Пятилетие гибели того, гусинского, НТВ становится очередным предлогом повцепляться друг другу в глотки.

Кому Пасха, а кому пятилетие разгона НТВ. Я вовсе не хочу в очередной раз противопоставить православных патриотов и либеральных правозащитников, тем более что и среди правозащитников полно таких фундаменталистов, что хоть святых выноси. Просто в очередной раз — по случаю полукруглого юбилея — решили вспомнить трагедию главных свободолюбцев, имеющих сегодня, правду сказать, довольно бледный вид. Не пойму, кого мне жальче: тех ли, кто уцелел и приспособился, вписавшись в канал РТР вслед за сообразительным Олегом Добродеевым, или тех, кто так никуда и не вписался, довольствуясь работой на радио или разовыми колонками в Интернете. У вторых вид гордый, но героизма их, похоже, не ценит никто, кроме горстки пенсионеров, разагитированных еще во времена программы «Взгляд». Грустное, в общем, зрелище. Маргинальными, правда, выглядят не только защитники свободы. Консерваторов еще меньше, особенно тех, что способны внятно сформулировать свои убеждения. Мыслит сегодня в России дай бог один процент населения, и не ссориться бы между собой этому проценту, а попытаться выработать общие ценности. Но как раз пятилетие гибели того, гусинского, НТВ становится очередным предлогом повцепляться друг другу в глотки.
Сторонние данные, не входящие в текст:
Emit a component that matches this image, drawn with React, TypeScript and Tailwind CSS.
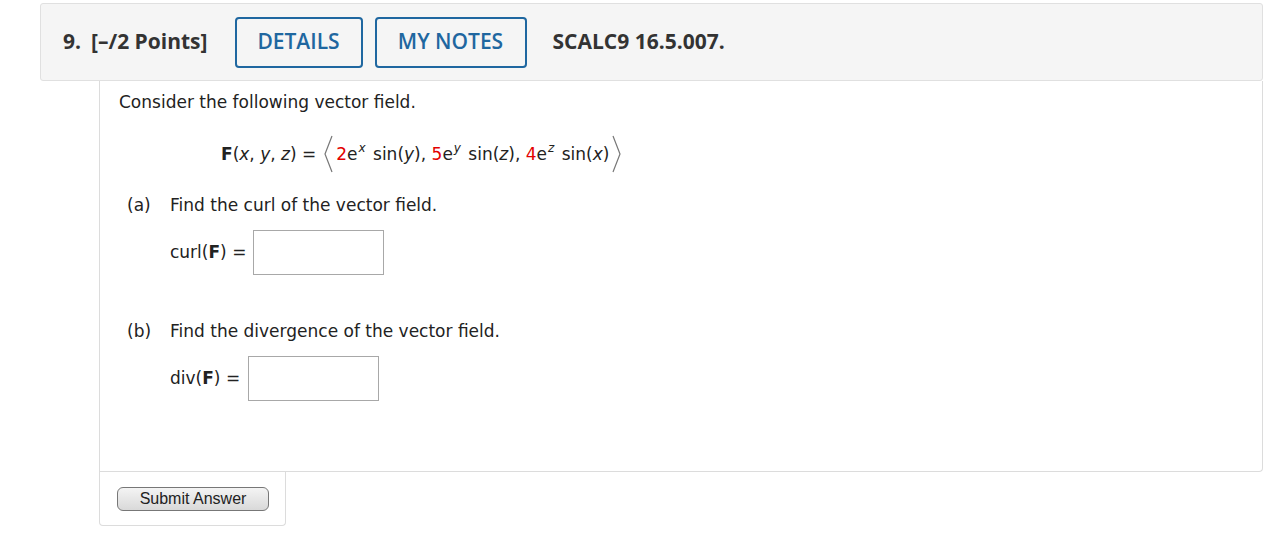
import React from 'react';

function Bracket({ side }: { side: 'left' | 'right' }) {
  return (
    <svg width="12" height="38" viewBox="0 0 12 38" className="mx-[2px]">
      {side === 'left' ? (
        <polyline points="10,1 3,19 10,37" fill="none" stroke="#777" strokeWidth="1.2" />
      ) : (
        <polyline points="2,1 9,19 2,37" fill="none" stroke="#777" strokeWidth="1.2" />
      )}
    </svg>
  );
}

function Term({ coef, sup, arg }: { coef: string; sup: string; arg: string }) {
  return (
    <span>
      <span className="text-[#e30000]">{coef}</span>e
      <sup className="text-[12px] italic relative -top-[8px] ml-[1px] mr-[2px]">{sup}</sup> sin(<i>{arg}</i>)
    </span>
  );
}

export default function App() {
  return (
    <div className="w-[1284px] h-[538px] bg-white pt-[3px]">
      {/* header */}
      <div className="ml-[40px] w-[1223px] h-[78px] bg-[#f5f5f5] border border-[#e0e0e0] rounded-[3px] flex items-center font-[family-name:'Open_Sans',sans-serif] text-[21px] text-[#333]">
        <span className="ml-[22px] font-bold">9.</span>
        <span className="ml-[10px] font-bold">[–/2 Points]</span>
        <button className="ml-[27px] w-[128px] h-[51px] border-2 border-[#1f67a0] rounded-[4px] text-[#1f67a0] font-semibold bg-transparent">
          DETAILS
        </button>
        <button className="ml-[12px] w-[152px] h-[51px] border-2 border-[#1f67a0] rounded-[4px] text-[#1f67a0] font-semibold bg-transparent">
          MY NOTES
        </button>
        <span className="ml-[26px] font-bold">SCALC9 16.5.007.</span>
      </div>

      {/* body */}
      <div className="ml-[99px] w-[1164px] h-[391px] border-x border-b border-[#dcdcdc] rounded-br-[4px] pl-[19px] text-[17px] text-[#222] font-[family-name:'DejaVu_Sans',Verdana,sans-serif]">
        <div className="pt-[10px] leading-[22px]">Consider the following vector field.</div>
        <div className="mt-[22px] ml-[102px] flex items-center h-[38px] leading-[22px]">
          <span>
            <b>F</b>(<i>x</i>, <i>y</i>, <i>z</i>) =
          </span>
          <span className="ml-[4px] flex items-center">
            <Bracket side="left" />
            <Term coef="2" sup="x" arg="y" />
            <span>,&nbsp;</span>
            <Term coef="5" sup="y" arg="z" />
            <span>,&nbsp;</span>
            <Term coef="4" sup="z" arg="x" />
            <Bracket side="right" />
          </span>
        </div>
        <div className="mt-[21px] flex leading-[22px]">
          <span className="ml-[8px] w-[43px]">(a)</span>
          <span>Find the curl of the vector field.</span>
        </div>
        <div className="mt-[14px] ml-[51px] flex items-center">
          <span>
            curl(<b>F</b>) =
          </span>
          <div className="ml-[7px] w-[131px] h-[45px] border border-[#a8a8a8] bg-white" />
        </div>
        <div className="mt-[45px] flex leading-[22px]">
          <span className="ml-[8px] w-[43px]">(b)</span>
          <span>Find the divergence of the vector field.</span>
        </div>
        <div className="mt-[14px] ml-[51px] flex items-center">
          <span>
            div(<b>F</b>) =
          </span>
          <div className="ml-[8px] w-[131px] h-[45px] border border-[#a8a8a8] bg-white" />
        </div>
      </div>

      {/* submit */}
      <div className="ml-[99px] w-[187px] h-[54px] border-x border-b border-[#dcdcdc] rounded-b-[4px] flex items-center">
        <button className="ml-[17px] w-[152px] h-[24px] rounded-[6px] border border-[#777] bg-gradient-to-b from-[#f4f4f4] to-[#d9d9d9] font-[family-name:'Liberation_Sans',Arial,sans-serif] text-[16px] text-[#222] leading-none">
          Submit Answer
        </button>
      </div>
    </div>
  );
}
Почему я не хожу на митинги в память об НТВ и в защиту свободы слова? Разве я не согласен с тем, что история империи Гусинского была только стартом глобальной зачистки медиа-пространства? Согласен, сам предупреждал об этом. Просто я не хожу на митинги против явлений природы. Мне это кажется недальновидным и вдобавок располагающим к излишнему самоуважению, а это последнее — самый страшный грех, от которого проистекают все прочие. Мне скажут, конечно, что про явления природы я выдумал нарочно, чтобы оправдать свою подлую трусость. Я на такие инвективы давно не отвечаю, поскольку спорить со злонамеренным дураком еще смешней, чем митинговать против снегопада. Если тебе не нравятся законы здешней жизни — меняй страну. В обоих смыслах: либо пытайся изменить ее, либо изменяй ей, отправляясь в менее предсказуемое пространство. А здесь история развивается как природа — независимо от людской воли. И свободолюбцы, и сатрапы — люди, в общем, случайные и легко меняются местами.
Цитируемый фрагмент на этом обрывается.